The connective-tissue gap shows up most clearly at procurement. A procurement rule is a constraint on supplier behaviour. It does not, on its own, build the capability inside an agency to read what the supplier discloses, evaluate the model behind it, or notice when the disclosed practice does not match the actual practice. That capability has to be built. It is built through training, through standardised evaluation methods, through procurement guidance that goes beyond model clauses into worked examples, and through cross-agency peer learning that lets newer adopters draw on the experience of more mature ones. A central guidance website is a useful piece of furniture in that build. It is not, on its own, the build itself, and I have written separately about the launch of AI.gov.au in those terms.
Public trust in AI-enabled government services depends less on the technology itself and more on the public’s confidence that the agency delivering the service has the maturity to deliver it well (Government News, 2026). On that reading, the procurement rule changes will only build trust if they are accompanied by visible improvement in how agencies actually use AI in practice, and in how that use is disclosed to the public. Without that visible improvement, the rules will look like a defensive crouch: a way of pushing risk onto suppliers without taking responsibility for building the public-sector competence the rules implicitly assume.

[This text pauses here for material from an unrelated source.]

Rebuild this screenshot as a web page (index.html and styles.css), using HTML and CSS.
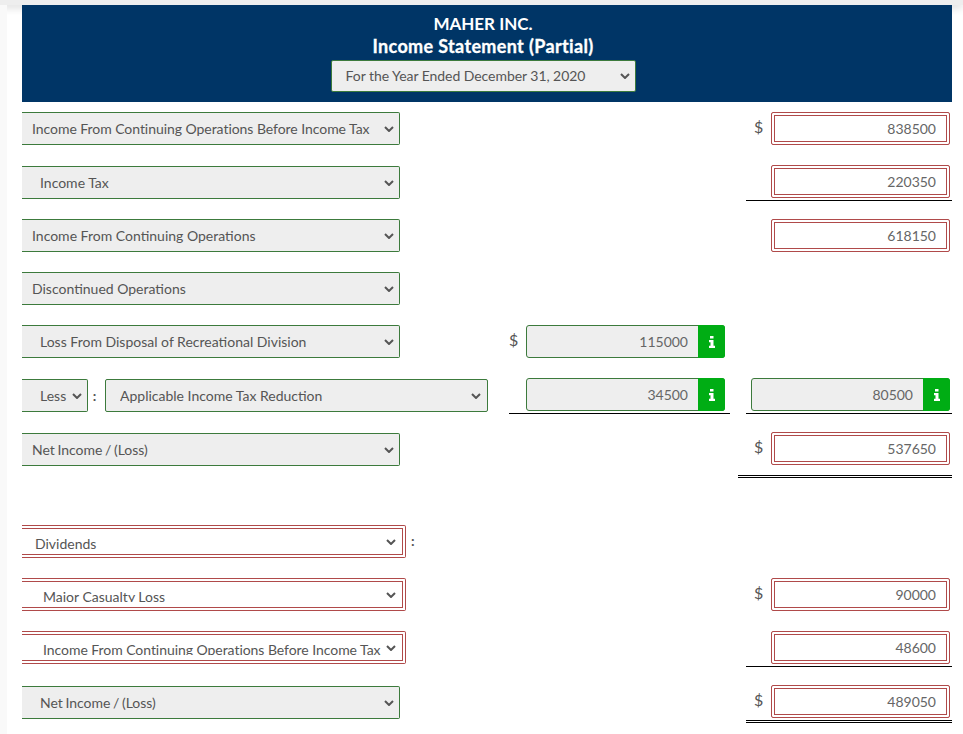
FILE: index.html
```html
<!DOCTYPE html>
<html lang="en">
<head>
    <meta charset="UTF-8">
    <title>Income Statement (Partial)</title>
    <link rel="stylesheet" href="styles.css">
</head>
<body>
    <div class="topbar"></div>
    <div class="page">
        <div class="statement">
            <!-- Kopf -->
            <div class="statement-head">
                <div class="company">MAHER INC.</div>
                <div class="title">Income Statement (Partial)</div>
                <select class="period"><option>For the Year Ended December 31, 2020</option></select>
            </div>

            <div class="rows">
                <div class="row row-54">
                    <div class="col-left"><select class="pick ok tight"><option>Income From Continuing Operations Before Income Tax</option></select></div>
                    <div class="col-mid"></div>
                    <div class="col-right">
                        <div class="cell"><span class="sym">$</span><input class="amount wrong" value="838500"></div>
                    </div>
                </div>
                <div class="row">
                    <div class="col-left"><select class="pick ok indent"><option>Income Tax</option></select></div>
                    <div class="col-mid"></div>
                    <div class="col-right up">
                        <div class="cell"><span class="sym"></span><input class="amount wrong" value="220350"></div>
                        <div class="rule"></div>
                    </div>
                </div>
                <div class="row">
                    <div class="col-left"><select class="pick ok"><option>Income From Continuing Operations</option></select></div>
                    <div class="col-mid"></div>
                    <div class="col-right">
                        <div class="cell"><span class="sym"></span><input class="amount wrong" value="618150"></div>
                    </div>
                </div>
                <div class="row">
                    <div class="col-left"><select class="pick ok"><option>Discontinued Operations</option></select></div>
                    <div class="col-mid"></div>
                    <div class="col-right"></div>
                </div>
                <div class="row row-54">
                    <div class="col-left"><select class="pick ok indent"><option>Loss From Disposal of Recreational Division</option></select></div>
                    <div class="col-mid">
                        <div class="cell"><span class="sym">$</span>
                            <div class="given"><input class="given-value" value="115000">
                                <span class="info"><svg width="8" height="12" viewBox="0 0 8 12"><path d="M2 0h3.5v2.6H2zM1 4h4.5v5.8H7V12H1V9.8h1.5V6.2H1z" fill="#fff"/></svg></span>
                            </div>
                        </div>
                    </div>
                    <div class="col-right"></div>
                </div>
                <div class="row row-54">
                    <div class="col-left less-line">
                        <select class="pick ok indent less"><option>Less</option></select>
                        <span class="colon">:</span>
                        <select class="pick ok boxed"><option>Applicable Income Tax Reduction</option></select>
                    </div>
                    <div class="col-mid up">
                        <div class="cell"><span class="sym"></span>
                            <div class="given"><input class="given-value" value="34500">
                                <span class="info"><svg width="8" height="12" viewBox="0 0 8 12"><path d="M2 0h3.5v2.6H2zM1 4h4.5v5.8H7V12H1V9.8h1.5V6.2H1z" fill="#fff"/></svg></span>
                            </div>
                        </div>
                        <div class="rule"></div>
                    </div>
                    <div class="col-right up">
                        <div class="cell cell-flat">
                            <div class="given"><input class="given-value" value="80500">
                                <span class="info"><svg width="8" height="12" viewBox="0 0 8 12"><path d="M2 0h3.5v2.6H2zM1 4h4.5v5.8H7V12H1V9.8h1.5V6.2H1z" fill="#fff"/></svg></span>
                            </div>
                        </div>
                        <div class="rule"></div>
                    </div>
                </div>
                <div class="row row-92">
                    <div class="col-left"><select class="pick ok slash"><option>Net Income / (Loss)</option></select></div>
                    <div class="col-mid"></div>
                    <div class="col-right up">
                        <div class="cell"><span class="sym">$</span><input class="amount wrong" value="537650"></div>
                        <div class="rule-double rule-wide"></div>
                    </div>
                </div>
                <div class="row">
                    <div class="col-left dividend-line">
                        <div class="bad-box"><select class="pick bad"><option>Dividends</option></select></div>
                        <span class="colon-small">:</span>
                    </div>
                    <div class="col-mid"></div>
                    <div class="col-right"></div>
                </div>
                <div class="row">
                    <div class="col-left">
                        <div class="bad-box"><select class="pick bad bad-indent"><option>Major Casualty Loss</option></select></div>
                    </div>
                    <div class="col-mid"></div>
                    <div class="col-right">
                        <div class="cell"><span class="sym">$</span><input class="amount wrong" value="90000"></div>
                    </div>
                </div>
                <div class="row row-55">
                    <div class="col-left">
                        <div class="bad-box"><select class="pick bad bad-indent tight"><option>Income From Continuing Operations Before Income Tax</option></select></div>
                    </div>
                    <div class="col-mid"></div>
                    <div class="col-right">
                        <div class="cell"><span class="sym"></span><input class="amount wrong" value="48600"></div>
                        <div class="rule"></div>
                    </div>
                </div>
                <div class="row">
                    <div class="col-left"><select class="pick ok indent slash"><option>Net Income / (Loss)</option></select></div>
                    <div class="col-mid"></div>
                    <div class="col-right up">
                        <div class="cell"><span class="sym">$</span><input class="amount wrong" value="489050"></div>
                        <div class="rule-double"></div>
                    </div>
                </div>
            </div>
        </div>
    </div>
</body>
</html>
```

FILE: styles.css
```css
/* Seite */
body { font-family: Lato, sans-serif; font-size: 14px; color: #555; background-color: #fff; margin: 0; padding: 0; overflow: hidden; }
.topbar { height: 5px; background-color: #eee; box-shadow: 0 2px 8px rgba(0,0,0,0.2); }
.page { border-left: 7px solid #f9f9f9; padding-left: 15px; width: 930px; }
.statement { position: relative; }

/* Kopf */
.statement-head { background-color: #003566; color: #fff; display: flex; flex-direction: column; align-items: center; height: 97px; padding: 8px 8px 0 0; box-sizing: border-box; }
.company, .title { font-size: 17px; font-weight: bold; line-height: 22px; }
.title { font-size: 18px; letter-spacing: 0.35px; -webkit-text-stroke: 0.3px #fff; }

/* Auswahlfelder */
.period, .pick { appearance: none; font-family: Lato, sans-serif; font-size: 14px; color: #555; background-image: url("data:image/svg+xml,%3Csvg xmlns='http://www.w3.org/2000/svg' width='10' height='6' viewBox='0 0 10 6'%3E%3Cpath d='M1 1l4 4 4-4' fill='none' stroke='%23555' stroke-width='2'/%3E%3C/svg%3E"); background-repeat: no-repeat; background-position: right 5px center; }
.period { width: 305px; height: 32px; margin-top: 3px; padding: 0 0 2px 14px; letter-spacing: -0.05px; background-color: #eee; border: 1px solid #3c7a3c; border-radius: 2px; }
.pick { width: 378px; height: 33px; padding: 0 0 0 10px; border-radius: 0 2px 2px 0; }
.ok { background-color: #eee; border: 1px solid #3c7a3c; border-left: none; }
.indent { padding-left: 18px; }
.tight { letter-spacing: -0.05px; }
.slash { word-spacing: -1px; }
.bad-box { width: 384px; height: 33px; box-sizing: border-box; padding: 2px 2px 2px 0; border: 1px solid #b04a4a; border-left: none; border-radius: 0 2px 2px 0; flex: none; }
.bad { display: block; width: 100%; height: 27px; padding: 6px 0 5px 13px; background-color: #fff; background-position: right 6px center; border: 1px solid #b04a4a; border-left: none; border-radius: 0; }
.bad-indent { padding-left: 21px; }
.less { width: 66px; flex: none; }
.boxed { width: 383px; padding-left: 14px; border-left: 1px solid #3c7a3c; border-radius: 2px; background-position: right 6px center; }
.colon { width: 13px; margin-right: 4px; text-align: center; line-height: 33px; font-weight: bold; }
.colon-small { margin-left: 5px; line-height: 32px; font-weight: bold; }

/* Zeilen */
.rows { padding-top: 10px; }
.row { display: flex; height: 53px; }
.row-54 { height: 54px; }
.row-55 { height: 55px; }
.row-92 { height: 92px; }
.col-left { width: 487px; display: flex; align-items: flex-start; }
.col-mid { width: 221px; margin-right: 16px; }
.col-right { width: 206px; }
.up { margin-top: -1px; }

/* Betraege */
.cell { display: flex; height: 33px; padding-left: 8px; }
.col-mid .cell { padding-left: 0; }
.cell-flat { padding-left: 5px; }
.sym { width: 17px; font-size: 16px; line-height: 30px; flex: none; }
.amount { width: 179px; height: 33px; box-sizing: border-box; padding: 0 13px 0 0; text-align: right; font-family: Lato, sans-serif; font-size: 14px; color: #666; background-color: #fff; border: 1px solid #b04a4a; border-radius: 2px; box-shadow: inset 0 0 0 2px #fff, inset 0 0 0 3px #b04a4a; }
.given { width: 199px; height: 33px; box-sizing: border-box; display: flex; background-color: #eee; border: 1px solid #3c7a3c; border-radius: 3px; }
.given-value { flex: 1; min-width: 0; padding: 0 10px 0 0; text-align: right; font-family: Lato, sans-serif; font-size: 14px; color: #666; background: none; border: none; }
.info { width: 27px; margin: -1px -1px -1px 0; flex: none; display: flex; align-items: center; justify-content: center; background-color: #00ad14; border-radius: 0 3px 3px 0; }

/* Summenlinien */
.rule { height: 1px; margin-top: 2px; background-color: #000; }
.rule-double { height: 3px; margin-top: 2px; border-top: 1px solid #000; border-bottom: 1px solid #000; box-sizing: border-box; }
.rule-wide { margin-top: 10px; margin-left: -8px; }
```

For vendors selling to government, the practical implication is to read the rule changes carefully and start work on disclosure infrastructure now. The clauses are coming. The agencies asking the questions will not be uniformly sophisticated about evaluating the answers. Vendors who present clean, consistent, evidence-backed disclosures will have an immediate edge over those who try to handle the question on a contract-by-contract basis. For consultants, the opportunity is in the gap between the policy and the practice, helping agencies build the evaluation capability that the rules presume already exists.

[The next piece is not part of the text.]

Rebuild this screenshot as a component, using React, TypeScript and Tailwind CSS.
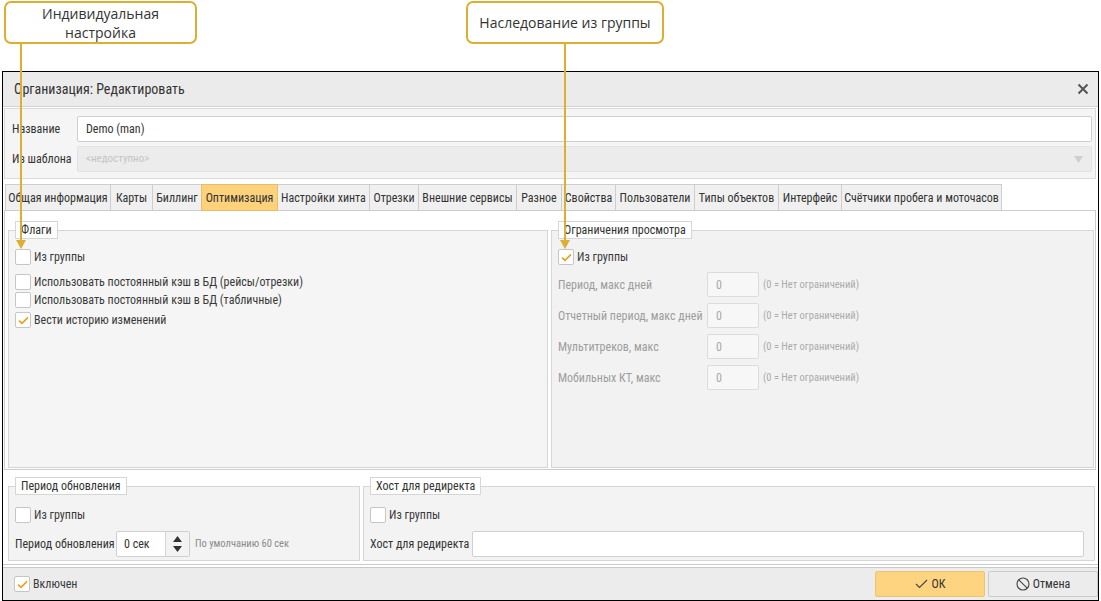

Frameworks without implementation pathways are intentions with formatting. The new procurement rules are genuine intentions, and the underlying analysis behind them is sound. Whether they become implementation depends on what happens around them in the next two budget cycles. How Chief AI Officers are resourced will matter. How the AI literacy training actually translates inside agencies will matter more. And how transparency statement quality improves, once agencies have to defend their statements alongside their procurement obligations, will matter most of all. The intent is clear. The pathway, currently, is not.
References
6clicks. (2026). Insights from Ready for Sovereignty 2026, Canberra: Australia’s AI governance stalemate.
arXiv preprint. (2026). Systematic analysis of Australian Government AI Transparency Statements.
Department of Finance. (2026). Draft amendments to Commonwealth Procurement Rules: AI disclosure and supplier accountability. Commonwealth of Australia.
Digital Transformation Agency. (2025, March). Model AI clauses for Commonwealth contracts. Commonwealth of Australia.
Government Accountability Office. (2025). Expert panel findings on AI in federal procurement. United States.
Government News. (2026). Building trust in AI.
InnovationAus. (2026). Suppliers face strict new AI rules in procurement shake-up.
The Mandarin. (2026). Why public sector AI uptake keeps stalling.